I see you rushed off to your favorite right wing fake news blogs to tell you what to say. USPS doesn't need a bailout, they need the Republican jack boot off their neck. USPS is exempt from parking tickets, as they should be. The problem there isn't USPS it's some idiot local politician forcing cops to write tickets that will never be paid to create a propaganda headline.

Also read my post, actually read it. I've shipped more packages than most people can imagine. Yes, I have shipped during the holidays using all major carriers, USPS is my first pick unless I need it there overnight then I go FedEx. If you think those private carriers are more reliable it tells me you don't have much experience. USPS problems aren't because they are inefficient, it's because they don't make profits for a few billionaires.


----------



## MikeUT (Sep 5, 2014)

You think I ran to my favorite right wing fake news blogs for talking points? Nice try… That's a cute little comeback lazy liberals use when they have lost an argument but don't want to admit they are wrong. The Postal Service isn't a partisan issue, everyone knows they are a joke. They should feel lucky that it is the 'Republican jack boot' that is on their neck. If it was the jack boot of the market like a regular company they would have been out of business 10 times over.

I read your last post, I actually read it. It sounds like propaganda from a USPS employee. And to say Mailmen should be exempt from parking laws is absolutely retarded. Lets let the lazy, overweight mailman park in a fire lane and risk a firetruck having to park around the corner. We don't want to inconvenience the fat man.

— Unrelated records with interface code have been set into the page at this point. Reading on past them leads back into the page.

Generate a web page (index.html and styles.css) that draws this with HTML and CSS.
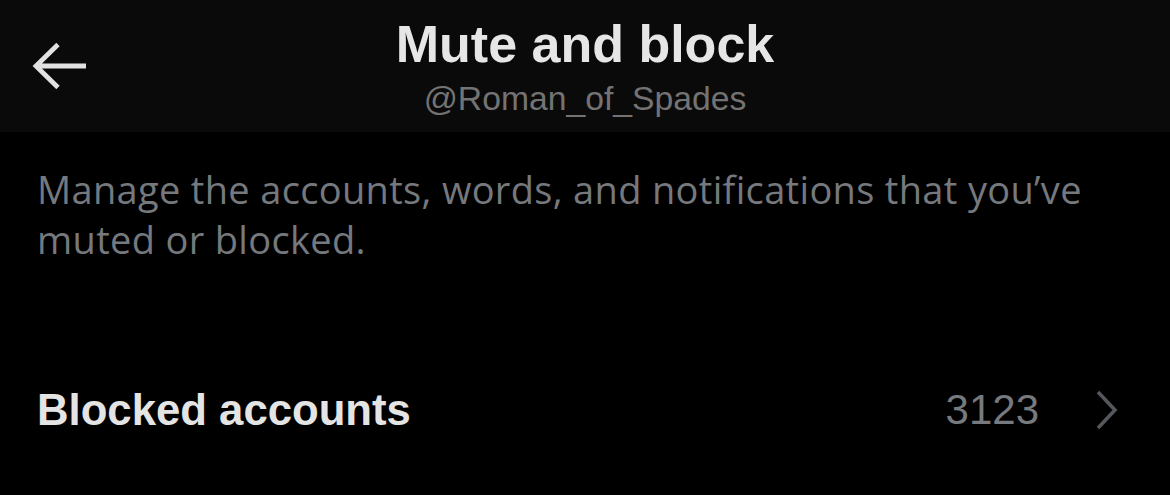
FILE: index.html
```html
<!DOCTYPE html>
<html lang="en">
<head>
<meta charset="utf-8">
<title>Mute and block</title>
<link rel="stylesheet" href="styles.css">
</head>
<body>
<header class="topbar">
  <div class="back">
    <svg width="56" height="48" viewBox="0 0 56 48" aria-hidden="true">
      <path d="M4 24 H54 M26 2.5 L4 24 L26 45.5" fill="none" stroke="#e2e2e2" stroke-width="4.8" stroke-linejoin="miter"/>
    </svg>
  </div>
  <div class="titles">
    <h1 class="title">Mute and block</h1>
    <div class="handle">@Roman_of_Spades</div>
  </div>
  <div class="spacer"></div>
</header>
<main class="content">
  <p class="desc">Manage the accounts, words, and notifications that you’ve muted or blocked.</p>
  <div class="row">
    <span class="row-label">Blocked accounts</span>
    <span class="row-count">3123</span>
    <svg class="chev" width="28" height="42" viewBox="0 0 28 42" aria-hidden="true">
      <path d="M5 3 L22 21 L5 39" fill="none" stroke="#54575b" stroke-width="3.6"/>
    </svg>
  </div>
</main>
</body>
</html>
```

FILE: styles.css
```css
html, body {
  margin: 0;
  padding: 0;
  background: #000;
}
body {
  width: 1170px;
  height: 495px;
  overflow: hidden;
  font-family: "Liberation Sans", Arial, sans-serif;
}
.topbar {
  height: 132px;
  box-sizing: border-box;
  background: #0a0a0a;
  display: grid;
  grid-template-columns: 1fr auto 1fr;
  align-items: center;
}
.back {
  padding-left: 32px;
  display: flex;
  align-items: center;
}
.back svg { display: block; }
.titles {
  display: flex;
  flex-direction: column;
  align-items: center;
  padding-top: 16px;
  padding-bottom: 14px;
  align-self: stretch;
  box-sizing: border-box;
}
.title {
  margin: 0;
  font-size: 52px;
  line-height: 56px;
  font-weight: 700;
  color: #e6e6e6;
}
.handle {
  margin-top: 6px;
  font-size: 33.7px;
  line-height: 40px;
  color: #737373;
}
.content {
  padding: 32px 49px 0 37px;
}
.desc {
  margin: 0;
  max-width: 1070px;
  font-family: "Open Sans", "Liberation Sans", sans-serif;
  font-size: 38px;
  letter-spacing: 0.33px;
  line-height: 50px;
  color: #75797e;
}
.row {
  margin-top: 116px;
  display: flex;
  align-items: center;
  height: 60px;
}
.row-label {
  flex: 1;
  font-size: 43.7px;
  line-height: 60px;
  font-weight: 700;
  color: #e4e4e4;
}
.row-count {
  font-size: 42px;
  line-height: 60px;
  color: #767a7f;
  margin-right: 54px;
}
.chev { display: block; }
```
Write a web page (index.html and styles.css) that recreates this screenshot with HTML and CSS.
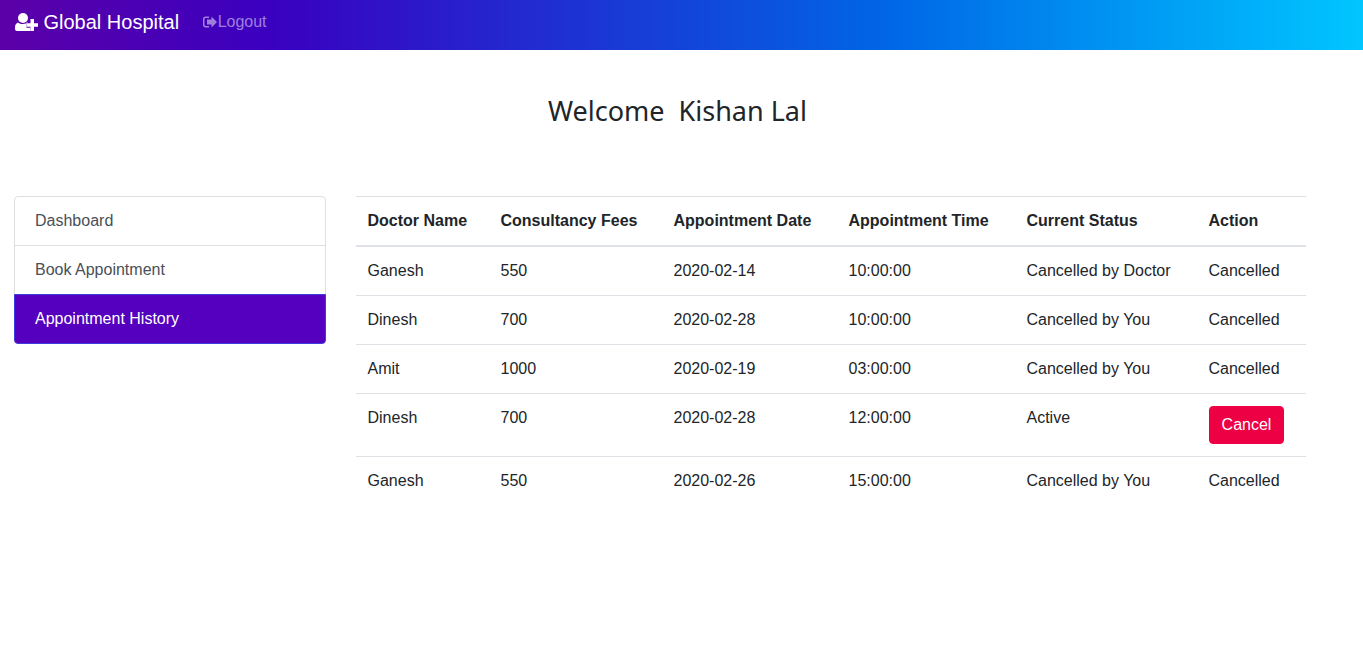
FILE: index.html
```html
<!DOCTYPE html>
<html lang="en">
<head>
<meta charset="utf-8">
<title>Global Hospital</title>
<link rel="stylesheet" href="styles.css">
</head>
<body>
<nav class="navbar">
  <a class="brand" href="#">
    <svg class="brand-icon" viewBox="0 0 23 18" aria-hidden="true">
      <circle fill="currentColor" cx="8" cy="5" r="5"/>
      <path fill="currentColor" d="M3 9.500C1.200 10.100 0 11.800 0 14.300V15.800C0 17.200 .8 18 2.200 18H15.500V14.700H11.500V9.600H13.200C11.800 10.500 10 11 8 11C6.100 11 4.400 10.500 3 9.500Z"/>
      <path fill="currentColor" d="M15.500 6H19V10.300H23V13.700H19V18H15.500V13.700H11.500V10.300H15.500Z"/>
    </svg>
    Global Hospital
  </a>
  <a class="logout" href="#">
    <svg class="logout-icon" viewBox="0 0 14 12" aria-hidden="true">
      <path fill="currentColor" d="M2.500 .5H6V2H2.700C2 2 1.500 2.500 1.500 3.200V8.800C1.500 9.500 2 10 2.700 10H6V11.500H2.500C1 11.500 0 10.500 0 9V3C0 1.500 1 .5 2.500 .5Z"/>
      <path fill="currentColor" d="M8.500 .5L14 6L8.500 11.500V8.500H4V3.500H8.500Z"/>
    </svg>Logout
  </a>
</nav>
<h3 class="welcome">Welcome &nbsp;Kishan Lal</h3>
<main class="layout">
  <aside class="side-list">
    <a class="side-item" href="#">Dashboard</a>
    <a class="side-item" href="#">Book Appointment</a>
    <a class="side-item active" href="#">Appointment History</a>
  </aside>
  <table class="history">
    <thead>
      <tr><th>Doctor Name</th><th>Consultancy Fees</th><th>Appointment Date</th><th>Appointment Time</th><th>Current Status</th><th>Action</th></tr>
    </thead>
    <tbody>
      <tr><td>Ganesh</td><td>550</td><td>2020-02-14</td><td>10:00:00</td><td>Cancelled by Doctor</td><td>Cancelled</td></tr>
      <tr><td>Dinesh</td><td>700</td><td>2020-02-28</td><td>10:00:00</td><td>Cancelled by You</td><td>Cancelled</td></tr>
      <tr><td>Amit</td><td>1000</td><td>2020-02-19</td><td>03:00:00</td><td>Cancelled by You</td><td>Cancelled</td></tr>
      <tr><td>Dinesh</td><td>700</td><td>2020-02-28</td><td>12:00:00</td><td>Active</td><td><button class="cancel" type="button">Cancel</button></td></tr>
      <tr><td>Ganesh</td><td>550</td><td>2020-02-26</td><td>15:00:00</td><td>Cancelled by You</td><td>Cancelled</td></tr>
    </tbody>
  </table>
</main>
</body>
</html>
```
FILE: styles.css
```css
* { box-sizing: border-box; }
body {
  margin: 0;
  font-family: "Liberation Sans", Arial, sans-serif;
  font-size: 16px;
  line-height: 24px;
  color: #212529;
  background: #fff;
}
a { text-decoration: none; }
.navbar {
  height: 50px;
  display: flex;
  align-items: flex-start;
  padding-left: 15px;
  background: linear-gradient(to right, #5b00a8, #3a00c0 20%, #0066e6 65%, #00c6ff);
}
.brand {
  display: flex;
  align-items: center;
  gap: 5.5px;
  height: 44px;
  font-size: 20px;
  color: #fff;
}
.brand-icon { width: 23px; height: 18px; }
.logout {
  display: flex;
  align-items: center;
  height: 44px;
  margin-left: 23.5px;
  color: rgba(255, 255, 255, 0.5);
}
.logout-icon { width: 14px; height: 12px; margin-right: 1px; }
.welcome {
  margin: 0;
  padding: 44px 8px 0 0;
  height: 146px;
  text-align: center;
  font-family: "Noto Sans", sans-serif;
  font-weight: 400;
  font-size: 27px;
  line-height: 34px;
}
.layout {
  display: flex;
  align-items: flex-start;
  padding: 0 57px 0 14px;
}
.side-list {
  flex: 0 0 312px;
  display: flex;
  flex-direction: column;
}
.side-item {
  height: 50px;
  margin-bottom: -1px;
  padding: 12px 20px;
  color: #495057;
  border: 1px solid #dfdfdf;
}
.side-item:first-child { border-radius: 4px 4px 0 0; }
.side-item.active {
  margin-bottom: 0;
  color: #fff;
  background: #5500bf;
  border-color: #3d3de0;
  border-radius: 0 0 4px 4px;
}
.history {
  flex: 0 0 950px;
  margin-left: 29.5px;
  border-collapse: collapse;
  table-layout: fixed;
}
.history th, .history td {
  padding: 12px;
  text-align: left;
  vertical-align: top;
  border-top: 1px solid #dee2e6;
}
.history th { border-bottom: 2px solid #dee2e6; font-weight: 700; vertical-align: bottom; }
.history th:nth-child(1) { width: 133px; }
.history th:nth-child(2) { width: 173px; }
.history th:nth-child(3) { width: 175px; }
.history th:nth-child(4) { width: 178px; }
.history th:nth-child(5) { width: 182px; }
.history th:nth-child(6) { width: 109px; }
.cancel {
  display: block;
  width: 75px;
  height: 38px;
  padding: 0 0 0 1px;
  border: 1px solid #ee0044;
  border-radius: 4px;
  background: #ee0044;
  color: #fff;
  font: inherit;
}
```
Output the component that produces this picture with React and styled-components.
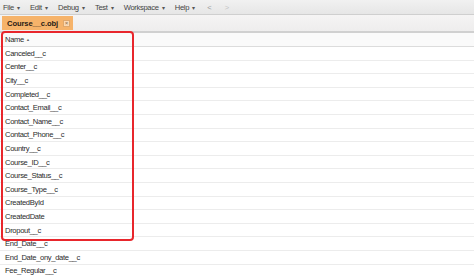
import React from 'react';
import styled, { createGlobalStyle } from 'styled-components';

const fields = [
  'Canceled__c',
  'Center__c',
  'City__c',
  'Completed__c',
  'Contact_Email__c',
  'Contact_Name__c',
  'Contact_Phone__c',
  'Country__c',
  'Course_ID__c',
  'Course_Status__c',
  'Course_Type__c',
  'CreatedById',
  'CreatedDate',
  'Dropout__c',
  'End_Date__c',
  'End_Date_ony_date__c',
  'Fee_Regular__c',
];

const menus = ['File', 'Edit', 'Debug', 'Test', 'Workspace', 'Help'];

export default function App() {
  return (
    <>
      <GlobalStyle />
      <Page>
        <MenuBar>
          {menus.map((m) => (
            <MenuItem key={m}>
              {m}
              <Caret>▾</Caret>
            </MenuItem>
          ))}
          <NavArrow>&lt;</NavArrow>
          <NavArrow $dim>&gt;</NavArrow>
        </MenuBar>

        <TabBar>
          <Tab>
            Course__c.obj
            <CloseBox>×</CloseBox>
          </Tab>
        </TabBar>

        <Grid>
          <HeaderRow>
            Name <SortIcon>▲</SortIcon>
          </HeaderRow>
          {fields.map((f) => (
            <Row key={f}>{f}</Row>
          ))}
          <Highlight />
        </Grid>
      </Page>
    </>
  );
}

const GlobalStyle = createGlobalStyle`
  html, body {
    margin: 0;
    padding: 0;
    background: #fff;
    overflow: hidden;
  }
  body {
    font-family: "Liberation Sans", Arial, sans-serif;
    font-size: 7.6px;
    letter-spacing: -0.33px;
    color: #2b2b2b;
  }
`;

const Page = styled.div`
  width: 474px;
  height: 275px;
  display: flex;
  flex-direction: column;
  overflow: hidden;
`;

const MenuBar = styled.div`
  flex-shrink: 0;
  height: 14px;
  display: flex;
  align-items: center;
  gap: 10.5px;
  padding-left: 3px;
  background: linear-gradient(#f1f1f1, #e6e6e6);
  border-bottom: 1px solid #cfcfcf;
  color: #444;
`;

const MenuItem = styled.span`
  display: flex;
  align-items: center;
  gap: 3px;
`;

const Caret = styled.span`
  font-size: 6px;
  color: #555;
`;

const NavArrow = styled.span`
  color: ${(p) => (p.$dim ? '#c4c4c4' : '#999')};
  margin-left: 2px;
  margin-right: 1px;
`;

const TabBar = styled.div`
  flex-shrink: 0;
  height: 16px;
  display: flex;
  align-items: center;
  padding-left: 2px;
  background: linear-gradient(#f5f4f4, #eeeded);
  border-bottom: 2px solid #d0d0d0;
`;

const Tab = styled.div`
  height: 14px;
  display: flex;
  align-items: center;
  gap: 5px;
  padding: 0 3px 0 5px;
  background: #f6b36a;
  font-weight: bold;
  letter-spacing: -0.1px;
  color: #2a2015;
`;

const CloseBox = styled.span`
  width: 5px;
  height: 5px;
  display: flex;
  align-items: center;
  justify-content: center;
  font-size: 6px;
  font-weight: normal;
  color: #8a6a4a;
  background: #fbd9b3;
  border: 1px solid #e0a86c;
`;

const Grid = styled.div`
  flex-shrink: 0;
  position: relative;
  display: flex;
  flex-direction: column;
`;

const HeaderRow = styled.div`
  flex-shrink: 0;
  height: 13px;
  display: flex;
  align-items: center;
  gap: 2px;
  padding-left: 5px;
  background: #fafafa;
  border-bottom: 1px solid #dcdcdc;
`;

const SortIcon = styled.span`
  font-size: 4px;
  color: #666;
`;

const Row = styled.div`
  flex-shrink: 0;
  height: 12.6px;
  display: flex;
  align-items: center;
  padding-left: 5px;
  border-bottom: 1px solid #ececec;
`;

const Highlight = styled.div`
  position: absolute;
  left: 1px;
  top: -2px;
  width: 129px;
  height: 206px;
  border: 2px solid #e8262c;
  border-radius: 4px;
  pointer-events: none;
`;
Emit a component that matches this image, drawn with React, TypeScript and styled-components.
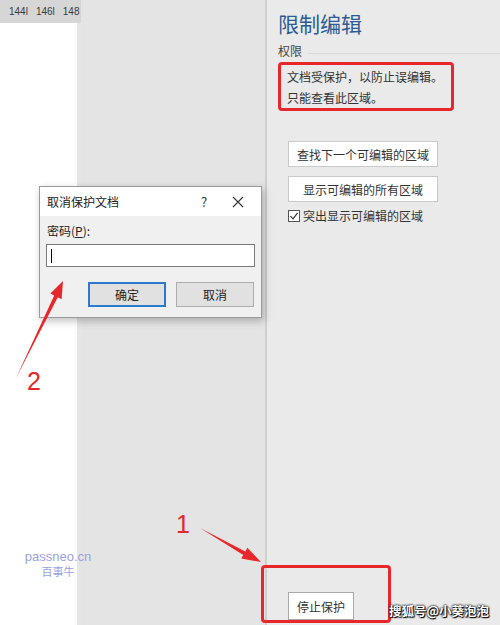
import React from "react";
import styled, { createGlobalStyle } from "styled-components";

const Global = createGlobalStyle`
  html, body { margin: 0; padding: 0; }
  body { font-family: "Noto Sans CJK SC", "Noto Sans", sans-serif; }
`;

const Screen = styled.div`
  position: relative;
  width: 500px;
  height: 625px;
  overflow: hidden;
  display: flex;
  background: #e6e6e6;
`;

const DocArea = styled.div`
  width: 265px;
  display: flex;
`;

const PageColumn = styled.div`
  width: 81px;
  display: flex;
  flex-direction: column;
`;

const Ruler = styled.div`
  height: 23px;
  background: #d6d6d6;
  display: flex;
  align-items: center;
  gap: 8px;
  padding-left: 9px;
  font-family: "Liberation Sans", sans-serif;
  font-size: 10px;
  color: #3a3a3a;
  white-space: nowrap;
`;

const Page = styled.div`
  flex: 1;
  background: #ffffff;
  margin-right: 4px;
`;

const Workspace = styled.div`
  flex: 1;
  background: #e4e4e4;
`;

const Separator = styled.div`
  width: 2px;
  background: #cfcfcf;
`;

const Pane = styled.div`
  flex: 1;
  background: #eaeaea;
  display: flex;
  flex-direction: column;
  padding-left: 11px;
`;

const Title = styled.div`
  margin-top: 8px;
  font-size: 21px;
  line-height: 30px;
  color: #2c5a93;
`;

const SectionRow = styled.div`
  display: flex;
  align-items: center;
  gap: 6px;
  margin-top: 5px;
  font-size: 12px;
  line-height: 16px;
  color: #444;
`;

const SectionLine = styled.div`
  flex: 1;
  height: 1px;
  background: #d8d8d8;
  margin-top: 4px;
`;

const Highlight = styled.div`
  margin-top: 3px;
  width: 176px;
  height: 49px;
  box-sizing: border-box;
  border: 3px solid #e8272b;
  border-radius: 4px;
  padding: 1px 0 0 6px;
  font-size: 12px;
  line-height: 21px;
  color: #333;
`;

const ActionButton = styled.div<{ $top: number }>`
  margin-top: ${(p) => p.$top}px;
  margin-left: 10px;
  width: 150px;
  height: 26px;
  box-sizing: border-box;
  background: #fff;
  border: 1px solid #cacaca;
  display: flex;
  align-items: center;
  justify-content: center;
  font-size: 12px;
  color: #333;
`;

const CheckRow = styled.div`
  margin-top: 5px;
  margin-left: 10px;
  display: flex;
  align-items: center;
  gap: 3px;
  font-size: 12px;
  color: #333;
`;

const Box = styled.div`
  width: 12px;
  height: 12px;
  box-sizing: border-box;
  border: 1px solid #555;
  background: #fff;
  display: flex;
  align-items: center;
  justify-content: center;
`;

const Spacer = styled.div`
  flex: 1;
`;

const StopButton = styled.div`
  margin-left: 10px;
  margin-bottom: 5px;
  width: 66px;
  height: 28px;
  box-sizing: border-box;
  background: #fff;
  border: 1px solid #a9a9a9;
  display: flex;
  align-items: center;
  justify-content: center;
  font-size: 12px;
  color: #333;
`;

const Dialog = styled.div`
  position: absolute;
  left: 39px;
  top: 186px;
  width: 223px;
  height: 132px;
  box-sizing: border-box;
  border: 1px solid #9a9a9a;
  background: #f0f0f0;
  box-shadow: 2px 3px 8px rgba(0, 0, 0, 0.25);
  display: flex;
  flex-direction: column;
`;

const TitleBar = styled.div`
  height: 29px;
  background: #fff;
  display: flex;
  align-items: center;
  padding-left: 7px;
  font-size: 12px;
  color: #222;
`;

const TitleText = styled.div`
  flex: 1;
`;

const TitleIcon = styled.div<{ $w: number }>`
  width: ${(p) => p.$w}px;
  display: flex;
  align-items: center;
  justify-content: center;
  font-size: 13px;
  color: #333;
`;

const DialogBody = styled.div`
  flex: 1;
  padding: 7px 6px 0 6px;
  display: flex;
  flex-direction: column;
`;

const Label = styled.div`
  font-size: 12px;
  line-height: 16px;
  color: #222;
  padding-left: 1px;
  u { text-decoration: underline; }
`;

const Input = styled.div`
  margin-top: 5px;
  height: 23px;
  box-sizing: border-box;
  background: #fff;
  border: 1px solid #7a7a7a;
  display: flex;
  align-items: center;
  padding-left: 4px;
`;

const Caret = styled.div`
  width: 1px;
  height: 14px;
  background: #000;
`;

const ButtonRow = styled.div`
  margin-top: 15px;
  display: flex;
  justify-content: flex-end;
  gap: 10px;
  padding-right: 1px;
`;

const DlgButton = styled.div<{ $default?: boolean }>`
  width: 78px;
  height: 25px;
  box-sizing: border-box;
  background: #e1e1e1;
  border: ${(p) => (p.$default ? "2px solid #2a7bd0" : "1px solid #adadad")};
  display: flex;
  align-items: center;
  justify-content: center;
  font-size: 12px;
  color: #222;
`;

const Overlay = styled.svg`
  position: absolute;
  left: 0;
  top: 0;
  pointer-events: none;
`;

const Callout = styled.div<{ $x: number; $y: number }>`
  position: absolute;
  left: ${(p) => p.$x}px;
  top: ${(p) => p.$y}px;
  font-family: "Liberation Sans", sans-serif;
  font-size: 25px;
  color: #e8272b;
`;

const RedFrame = styled.div`
  position: absolute;
  left: 261px;
  top: 565px;
  width: 130px;
  height: 58px;
  box-sizing: border-box;
  border: 3px solid #e8272b;
  border-radius: 4px;
`;

const Watermark = styled.div`
  position: absolute;
  left: 389px;
  top: 601px;
  font-size: 12.5px;
  font-weight: 700;
  color: #fff;
  text-shadow: 0 0 2px #000, 0 0 2px #000, 1px 1px 1px #000;
  white-space: nowrap;
`;

const BrandMark = styled.div`
  position: absolute;
  left: 24px;
  top: 549px;
  width: 68px;
  display: flex;
  flex-direction: column;
  align-items: center;
  color: #9aa3e0;
`;

const Brand = styled.div`
  font-family: "Liberation Sans", sans-serif;
  font-size: 13px;
  line-height: 15px;
`;

const BrandSub = styled.div`
  font-size: 11px;
  line-height: 14px;
`;

export default function App() {
  return (
    <>
      <Global />
      <Screen>
        <DocArea>
          <PageColumn>
            <Ruler>
              <span>144l</span>
              <span>146l</span>
              <span>148</span>
            </Ruler>
            <Page />
          </PageColumn>
          <Workspace />
        </DocArea>
        <Separator />
        <Pane>
          <Title>限制编辑</Title>
          <SectionRow>
            权限
            <SectionLine />
          </SectionRow>
          <Highlight>
            文档受保护，以防止误编辑。
            <br />
            只能查看此区域。
          </Highlight>
          <ActionButton $top={30}>查找下一个可编辑的区域</ActionButton>
          <ActionButton $top={9}>显示可编辑的所有区域</ActionButton>
          <CheckRow>
            <Box>
              <svg width="10" height="10" viewBox="0 0 10 10">
                <path d="M1.5 5.2 L4 7.8 L8.6 1.8" fill="none" stroke="#333" strokeWidth="1.2" />
              </svg>
            </Box>
            突出显示可编辑的区域
          </CheckRow>
          <Spacer />
          <StopButton>停止保护</StopButton>
        </Pane>

        <BrandMark>
          <Brand>passneo.cn</Brand>
          <BrandSub>百事牛</BrandSub>
        </BrandMark>

        <Dialog>
          <TitleBar>
            <TitleText>取消保护文档</TitleText>
            <TitleIcon $w={22}>?</TitleIcon>
            <TitleIcon $w={46}>
              <svg width="12" height="12" viewBox="0 0 12 12">
                <path d="M1 1 L11 11 M11 1 L1 11" stroke="#333" strokeWidth="1.1" />
              </svg>
            </TitleIcon>
          </TitleBar>
          <DialogBody>
            <Label>
              密码(<u>P</u>):
            </Label>
            <Input>
              <Caret />
            </Input>
            <ButtonRow>
              <DlgButton $default>确定</DlgButton>
              <DlgButton>取消</DlgButton>
            </ButtonRow>
          </DialogBody>
        </Dialog>

        <Overlay width="500" height="625" viewBox="0 0 500 625">
          <polygon
            points="16,378 54.2,295.5 50.4,293.6 63,281 61.6,299.2 57.8,297.3"
            fill="#e8272b"
          />
          <polygon
            points="200,528 245.3,551.5 247.4,547.8 261,562 241.2,558.6 243.3,554.9"
            fill="#e8272b"
          />
        </Overlay>
        <Callout $x={27} $y={367}>2</Callout>
        <Callout $x={176} $y={510}>1</Callout>
        <RedFrame />
        <Watermark>搜狐号@小葵泡泡</Watermark>
      </Screen>
    </>
  );
}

Let me guess, you work for the USPS. There is no other reason someone would argue against truth and reality unless they are heavily invested in it.


----------



## HorizontalMike (Jun 3, 2010)

Tramp-stiffs are in a quandary. They are being screwed/raped by their hero and do not know how to react. Just wait until they get their health care spike/bill and realize that their coverage no longer exists…

Oh yeah, their will be "plenty" of jobs in the military once WWIII kicks off. After all, The Donald promised more jobs for Americans… yup he did…


----------



## MikeUT (Sep 5, 2014)

> Tramp-stiffs are in a quandary. They are being screwed/raped by their hero and do not know how to react. Just wait until they get their health care spike/bill and realize that their coverage no longer exists…
> 
> Oh yeah, their will be "plenty" of jobs in the military once WWIII kicks off. After all, The Donald promised more jobs for Americans… yup he did…
> 
> - HorizontalMike


You are right. It only took about a week after he took office to realize Trump had no intention of changing anything. For the record, I don't read 'right-wing' blogs, nor do I like stuff from the left. I'm a Ron Paul libertarian. I hate both sides for different reasons.


----------



## RobS888 (May 7, 2013)

I think it is amazing that for 40 or 50 cents I can send a letter across the continent in a few days.

I read that the USPS is doing 10s of thousands of Sunday routes for Amazon, Try getting anyone else to pick that up so easily. I got a delivery today, rang the bell and handed the package to my wife. I have no idea what MikeUT is talking about.

I understand liberals, they want to save everyone.
I understand conservatives, they want to save themselves.

Libertarians, I don't get at all.


----------



## Rrrandy (Feb 1, 2017)

From about post 18 on down this thread has gone to hell…


----------



## JoeLyddon (Apr 22, 2007)

*USPS has been my FAVORITE for YEARS!*

I can get on Stamps.com, print my pkg labels, leave them for the Mailman (person) to pick up… Never have to go ANYWHERE to get it done (except the mailbox)...

... and to TOP IT ALL OFF, *They are MUCH MUCH MORE COMPETITIVE and Efficient!*

When you use USPS, you can feel GOOD that it's going to get where you want it to go… with NO WORRIES! Just as FAST… or FASTER!

OH, what other company would GIVE YOU FREE Boxes to mail your packages? The Flat Rate boxes are FREE for the asking! ... and they pick them up for FREE!

USPS, for me, is THE BEST WAY TO GO!

*I love USPS… if you didn't know it… (BIG SMILE)*


----------



## Fresch (Feb 21, 2013)

USPS has money problems like many who can't fund their retirement obligations.
Yes, they were/are screwed up in upper management.
Like a paper route when they finish they can head to the bar.
You do know when you come upon a USPS vehicle they have the right of way no matter what.


----------



## bandit571 (Jan 20, 2011)

Hmmm…Rough Cut does have a new Host, and it is another Tom Mc.

Should be on the third or fourth episode now….in case you can spare the time away from the "fun" above….

"Uncle Cosmo, can you describe Washington in a nutshell?" 
" Skyler, you just did.."


----------



## bndawgs (Oct 21, 2016)

Tommy Mac suing the TV station now.

https://www.bostonglobe.com/metro/2018/04/27/wgbh-sued-woodworking-show-host-tommy-mac/N72LnhoElILTKPC9vxvMFO/story.html


----------